He didn’t hold onto the place for long, though. A scant six years later, Glikas sold his namesake eatery to the Zoulis family who continue to own and operate it to this day.
Still situated on the same busy corner on which it was originally established, little of the restaurant has changed throughout the course of its almost 80-year history.
The quality Greek and American offerings, massive menu, affordable prices, and late-night hours turned the diner into a neighborhood staple from the get-go and it remains such today, with locals, tourists, and students from nearby Columbia University alike all popping in for superb comfort food, most of it made from scratch.
Even celebrities have been known to drop by. Over the years such luminaries as William Hurt, John McCain, Larry David, Madeleine Albright, Christopher Reeve, Mike Tyson, Richard Dreyfuss, Bruce Willis, Danny Aiello, and Barack Obama have all been seen dining on the premises.
Considering Tom’s long history in New York, it is not surprising that the place found its way onscreen. On Seinfeld, the restaurant popped up pretty much weekly as the regular hangout of Jerry Seinfeld (played by himself), Elaine Benes (Julia Louis-Dreyfus), George Costanza (Jason Alexander), and Kramer (Michael Richards). Though it is arguably the show’s most iconic location, its familiar exterior did not make an appearance until the Season 2 premiere titled “The Ex-Girlfriend.”

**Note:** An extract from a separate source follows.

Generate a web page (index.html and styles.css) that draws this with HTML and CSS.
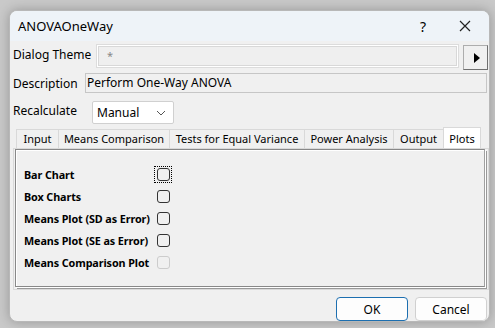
FILE: index.html
```html
<!DOCTYPE html>
<html lang="en">
<head>
    <meta charset="UTF-8">
    <title>ANOVAOneWay</title>
    <link rel="stylesheet" href="styles.css">
</head>
<body>
    <div class="dialog">
        <div class="titlebar">
            <span class="title">ANOVAOneWay</span>
            <span class="help">?</span>
            <span class="close">
                <svg width="12" height="12" viewBox="0 0 12 12"><path d="M1 1L11 11M11 1L1 11" stroke="#222" stroke-width="1.2" fill="none"/></svg>
            </span>
        </div>
        <div class="content">
            <div class="row theme-row">
                <label class="lbl">Dialog Theme</label>
                <div class="theme-box">*</div>
                <button class="arrow-btn">
                    <svg width="8" height="12" viewBox="0 0 8 12"><path d="M1 1L7 6L1 11Z" fill="#000"/></svg>
                </button>
            </div>
            <div class="row desc-row">
                <label class="lbl">Description</label>
                <div class="desc-box">Perform One-Way ANOVA</div>
            </div>
            <div class="row recalc-row">
                <label class="lbl">Recalculate</label>
                <div class="select">
                    <span>Manual</span>
                    <svg width="10" height="6" viewBox="0 0 10 6"><path d="M1 1L5 5L9 1" stroke="#555" stroke-width="1" fill="none"/></svg>
                </div>
            </div>
            <div class="tabs">
                <div class="tab t-input">Input</div>
                <div class="tab t-means">Means Comparison</div>
                <div class="tab t-tests">Tests for Equal Variance</div>
                <div class="tab t-power">Power Analysis</div>
                <div class="tab t-output">Output</div>
                <div class="tab active">Plots</div>
            </div>
            <div class="panel">
                <div class="panel-inner">
                    <div class="check-row"><span class="check-lbl">Bar Chart</span><span class="focus"><span class="box"></span></span></div>
                    <div class="check-row"><span class="check-lbl">Box Charts</span><span class="box"></span></div>
                    <div class="check-row"><span class="check-lbl">Means Plot (SD as Error)</span><span class="box"></span></div>
                    <div class="check-row"><span class="check-lbl">Means Plot (SE as Error)</span><span class="box"></span></div>
                    <div class="check-row"><span class="check-lbl">Means Comparison Plot</span><span class="box disabled"></span></div>
                </div>
            </div>
            <div class="buttons">
                <button class="btn primary">OK</button>
                <button class="btn">Cancel</button>
            </div>
        </div>
    </div>
</body>
</html>
```

FILE: styles.css
```css
html, body {
    margin: 0;
    padding: 0;
}
body {
    width: 495px;
    height: 328px;
    overflow: hidden;
    background: #c9c9c9;
    font-family: 'Noto Sans', 'Open Sans', sans-serif;
    color: #000;
}
.dialog {
    margin: 10px 0 0 9px;
    width: 481px;
    height: 312px;
    background: #f0f0f0;
    border: 1px solid #b8b8b8;
    border-radius: 8px;
    box-shadow: 0 0 12px rgba(0, 0, 0, 0.25);
    overflow: hidden;
    box-sizing: border-box;
}
.titlebar {
    height: 30px;
    background: #eef3f8;
    display: flex;
    align-items: center;
    padding-left: 8px;
    font-size: 13px;
}
.title {
    flex: 1;
}
.help {
    width: 18px;
    margin-right: 21px;
    font-size: 14px;
}
.close {
    width: 30px;
    display: flex;
    align-items: center;
}
.content {
    padding: 3px 0 0 3px;
}
.row {
    display: flex;
    align-items: center;
    font-size: 12px;
}
.lbl {
    display: block;
}
.theme-row {
    height: 28px;
    align-items: flex-start;
}
.theme-row .lbl {
    width: 83px;
    margin-top: 2px;
}
.theme-box {
    width: 363px;
    height: 24px;
    border: 1px solid #dcdcdc;
    box-shadow: inset 0 0 0 1px #fff, inset 0 0 0 2px #d8d8d8;
    background: #efefef;
    color: #888;
    font-size: 11px;
    padding-left: 10px;
    box-sizing: border-box;
    line-height: 22px;
}
.arrow-btn {
    width: 25px;
    height: 25px;
    margin-left: 4px;
    border: 1px solid #adadad;
    border-right-color: #6f6f6f;
    border-bottom-color: #6f6f6f;
    background: #f0f0f0;
    padding: 0 0 0 9px;
    display: flex;
    align-items: center;
    box-sizing: border-box;
    margin-top: 1px;
}
.desc-row {
    margin-top: 1px;
    height: 20px;
}
.desc-row .lbl {
    width: 72px;
}
.desc-box {
    width: 402px;
    height: 20px;
    border: 1px solid #c6c6c6;
    background: #f0f0f0;
    box-sizing: border-box;
    line-height: 18px;
    padding-left: 1px;
}
.recalc-row {
    margin-top: 8px;
    height: 24px;
    align-items: flex-start;
}
.recalc-row .lbl {
    width: 79px;
    margin-top: 1px;
}
.select {
    width: 82px;
    height: 23px;
    background: #fff;
    border: 1px solid #d0d0d0;
    border-radius: 2px;
    box-sizing: border-box;
    display: flex;
    align-items: center;
    justify-content: space-between;
    padding: 0 7px 0 4px;
    font-size: 12px;
}
.tabs {
    display: flex;
    margin-top: 4px;
    margin-left: 3px;
    height: 19px;
    font-size: 11px;
}
.tab {
    border: 1px solid #d9d9d9;
    border-bottom: none;
    background: #f0f0f0;
    box-sizing: border-box;
    text-align: center;
    line-height: 18px;
    margin-right: -1px;
}
.t-input { width: 43px; }
.t-means { width: 112px; }
.t-tests { width: 136px; }
.t-power { width: 90px; }
.t-output { width: 51px; }
.tab.active {
    width: 38px;
    background: #fff;
    height: 21px;
    margin-top: -2px;
    line-height: 22px;
}
.panel {
    width: 476px;
    height: 142px;
    border: 1px solid #d9d9d9;
    background: #f0f0f0;
    box-sizing: border-box;
    padding: 0 3px 3px 1px;
}
.panel-inner {
    height: 138px;
    border: 1px solid #888;
    border-right-color: #a0a0a0;
    box-shadow: inset 1px 1px 0 #fff, 1px 1px 0 #fff, 2px 2px 0 #999;
    box-sizing: border-box;
    padding: 13px 0 0 8px;
}
.check-row {
    display: flex;
    align-items: center;
    height: 22px;
}
.check-lbl {
    width: 133px;
    font-size: 10.8px;
    font-weight: bold;
    letter-spacing: -0.1px;
}
.box {
    display: block;
    width: 11px;
    height: 11px;
    border: 1px solid #333;
    border-radius: 3px;
    background: #f0f0f0;
}
.box.disabled {
    border-color: #ccc;
}
.focus {
    display: block;
    outline: 1px dotted #000;
    margin-left: -2px;
    padding: 1px 1px 1px 2px;
}
.buttons {
    display: flex;
    justify-content: flex-end;
    gap: 7px;
    margin-top: 7px;
    padding-right: 2px;
}
.btn {
    width: 72px;
    height: 24px;
    font-family: 'Noto Sans', 'Open Sans', sans-serif;
    font-size: 12px;
    background: #fdfdfd;
    border: 1px solid #d0d0d0;
    border-radius: 4px;
    color: #000;
}
.btn.primary {
    border-color: #1d6fb0;
}
```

Prior to that, the outside of the gang’s favorite coffee shop was only featured on one occasion – in the pilot. For that episode, titled “The Seinfeld Chronicles,” a different exterior was utilized. Located at 208 Varick Street in the West Village, the site is currently home to a McDonald’s (pictured below via Google Street View), but it housed an independent diner at the time that the series started filming. Though the signage shown on Seinfeld reads “Pete’s Luncheonette,” I am fairly certain that was not the establishment’s actual name.

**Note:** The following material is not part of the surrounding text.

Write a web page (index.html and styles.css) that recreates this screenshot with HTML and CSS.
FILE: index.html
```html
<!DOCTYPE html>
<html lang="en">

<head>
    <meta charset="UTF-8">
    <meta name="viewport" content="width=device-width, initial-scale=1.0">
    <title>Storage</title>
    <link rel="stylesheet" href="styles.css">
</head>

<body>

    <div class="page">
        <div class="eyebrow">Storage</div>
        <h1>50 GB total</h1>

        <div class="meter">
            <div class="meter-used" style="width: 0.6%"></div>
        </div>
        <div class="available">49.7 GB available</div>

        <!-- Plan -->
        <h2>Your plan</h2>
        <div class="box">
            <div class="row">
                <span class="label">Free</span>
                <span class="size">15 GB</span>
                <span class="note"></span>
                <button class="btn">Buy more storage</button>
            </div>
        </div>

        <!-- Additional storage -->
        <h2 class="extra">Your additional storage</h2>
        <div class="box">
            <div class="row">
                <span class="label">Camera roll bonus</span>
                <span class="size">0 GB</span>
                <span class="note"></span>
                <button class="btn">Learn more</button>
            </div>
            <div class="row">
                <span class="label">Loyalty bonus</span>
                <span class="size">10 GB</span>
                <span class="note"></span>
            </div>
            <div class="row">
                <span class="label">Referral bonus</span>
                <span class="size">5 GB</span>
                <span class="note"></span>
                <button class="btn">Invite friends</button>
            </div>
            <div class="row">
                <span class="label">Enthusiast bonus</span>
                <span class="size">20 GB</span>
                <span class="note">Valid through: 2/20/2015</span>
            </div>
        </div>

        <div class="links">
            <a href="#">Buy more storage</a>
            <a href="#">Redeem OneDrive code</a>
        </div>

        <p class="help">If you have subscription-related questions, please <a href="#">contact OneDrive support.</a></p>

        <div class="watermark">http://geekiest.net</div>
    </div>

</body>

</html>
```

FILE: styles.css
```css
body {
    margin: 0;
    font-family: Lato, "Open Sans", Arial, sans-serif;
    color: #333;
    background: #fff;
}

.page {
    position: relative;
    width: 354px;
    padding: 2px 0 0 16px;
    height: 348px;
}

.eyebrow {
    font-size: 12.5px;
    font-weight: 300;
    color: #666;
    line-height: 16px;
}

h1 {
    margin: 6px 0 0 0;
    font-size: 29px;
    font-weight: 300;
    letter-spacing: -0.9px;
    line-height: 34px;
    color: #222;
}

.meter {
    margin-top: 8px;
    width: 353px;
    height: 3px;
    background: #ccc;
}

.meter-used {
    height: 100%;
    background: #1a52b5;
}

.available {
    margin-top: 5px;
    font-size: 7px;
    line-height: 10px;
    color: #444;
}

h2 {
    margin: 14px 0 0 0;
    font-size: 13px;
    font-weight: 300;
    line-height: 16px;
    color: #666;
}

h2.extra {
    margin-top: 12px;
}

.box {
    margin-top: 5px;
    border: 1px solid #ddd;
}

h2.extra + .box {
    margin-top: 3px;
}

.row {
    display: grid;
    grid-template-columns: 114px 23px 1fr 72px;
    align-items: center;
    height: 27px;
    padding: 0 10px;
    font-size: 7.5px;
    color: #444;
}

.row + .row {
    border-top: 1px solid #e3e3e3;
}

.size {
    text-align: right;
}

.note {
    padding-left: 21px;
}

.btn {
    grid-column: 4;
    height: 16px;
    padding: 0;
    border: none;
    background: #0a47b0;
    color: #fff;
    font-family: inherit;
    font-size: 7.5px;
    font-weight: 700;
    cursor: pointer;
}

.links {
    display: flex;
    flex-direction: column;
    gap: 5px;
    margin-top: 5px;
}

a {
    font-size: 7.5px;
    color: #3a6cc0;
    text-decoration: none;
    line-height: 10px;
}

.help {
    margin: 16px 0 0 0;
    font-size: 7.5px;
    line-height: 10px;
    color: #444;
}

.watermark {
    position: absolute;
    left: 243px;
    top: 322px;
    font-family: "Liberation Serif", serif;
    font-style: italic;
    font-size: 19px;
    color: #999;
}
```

The same restaurant was also utilized in the 1984 comedy The Muppets Take Manhattan as the spot where Kermit the Frog lands a day job while trying to get his Manhattan Melodies musical onto Broadway. In looking at the imagery of Pete’s from both productions, I am fairly certain that what was shown in “The Seinfeld Chronicles” was just recycled footage from The Muppets.
Back to Tom’s. As you can see in the screen capture as compared to the photograph below, though some aspects of the eatery’s exterior, including the windows and wood framing, have changed since Seinfeld was shot, the place is still very recognizable from its onscreen stint. The interior is another story, however.
Only the outside of Tom’s Restaurant appeared on Seinfeld. As is the norm with sitcoms, which are shot in front of a live audience, all of the show’s interior filming took place on studio-built sets. In this case, the Monk’s Café scenes were lensed on a soundstage (Stage 19 during Seasons 1-3 and Stage 9 during Seasons 4-9) at CBS Studio Center, located at 4024 Radford Avenue in Studio City.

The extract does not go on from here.